Vielfältige Anwendungen

Die Anwendungsmöglichkeiten der Röntgentomografie sind praktisch nur durch die Durchstrahlbarkeit der zu messenden Objekte und die Genauigkeitsanforderungen begrenzt. Die weiteste Verbreitung hat diese Technik deshalb beim Kunststoffspritzen gefunden. Neben der schnellen Erstbemusterung vieler Merkmale können die herstellungsbedingten Abweichungen gegenüber dem CAD-Modell erfasst werden.

Werkzeugkorrektur automatisiert

Das Modell für das Werkzeug wird nachfolgend über entsprechende Softwarefunktionen automatisch oder manuell gezielt verändert. So werden korrigierte Werkzeuge hergestellt und Verfahrenseinflüsse kompensiert. Praktische Anwendungen sind das Messen von Autoscheinwerfern, Steckermodulen, Schneidkanten von Scherköpfen für Elektrorasierer und der Gesamtgeometrie von Dieseleinspritzdüsen. Das Verfahren kann auch zur Prüfung der Maße von Komponenten montierter Baugruppen und innenliegender Geometrien sowie zur Werkstoffanalyse (Einschlüsse) eingesetzt werden.

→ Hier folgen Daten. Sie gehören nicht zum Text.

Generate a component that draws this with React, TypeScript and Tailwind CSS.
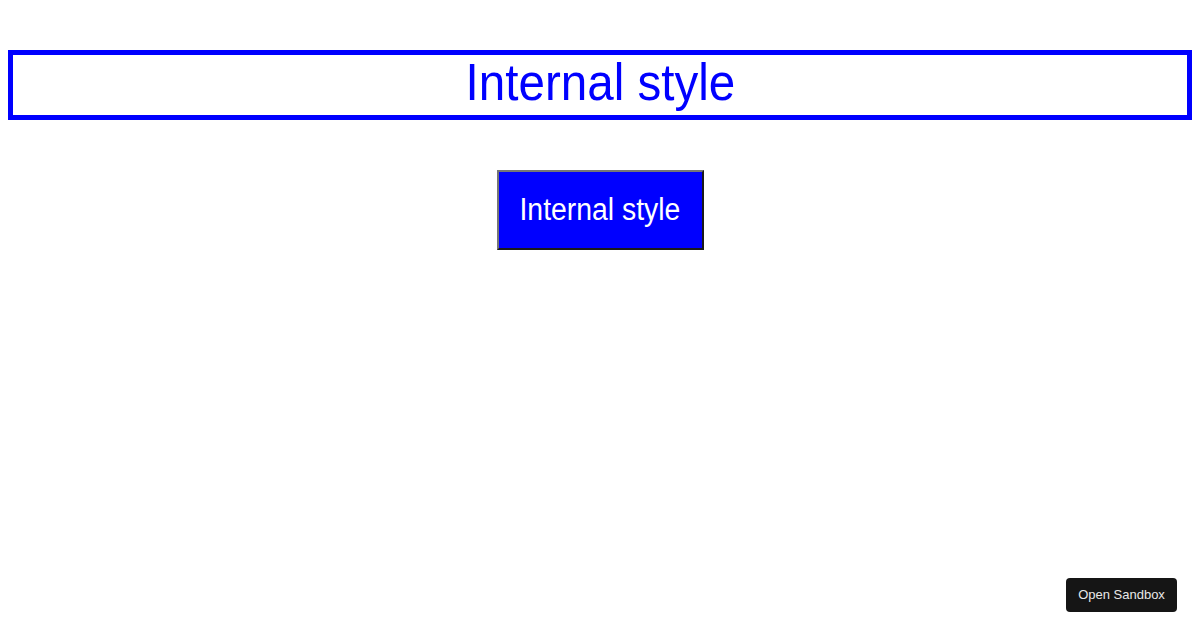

Die Röntgentomografie hat sich innerhalb der Koordinatenmesstechnik zu einem eigenständigen Fachgebiet entwickelt. Physikalische Hintergründe, weitere Messverfahren, Anwendungsgebiete und das Thema »Genauigkeit« werden in Band 331 der Reihe Die Bibliothek der Technik [8] ausführlicher dargestellt.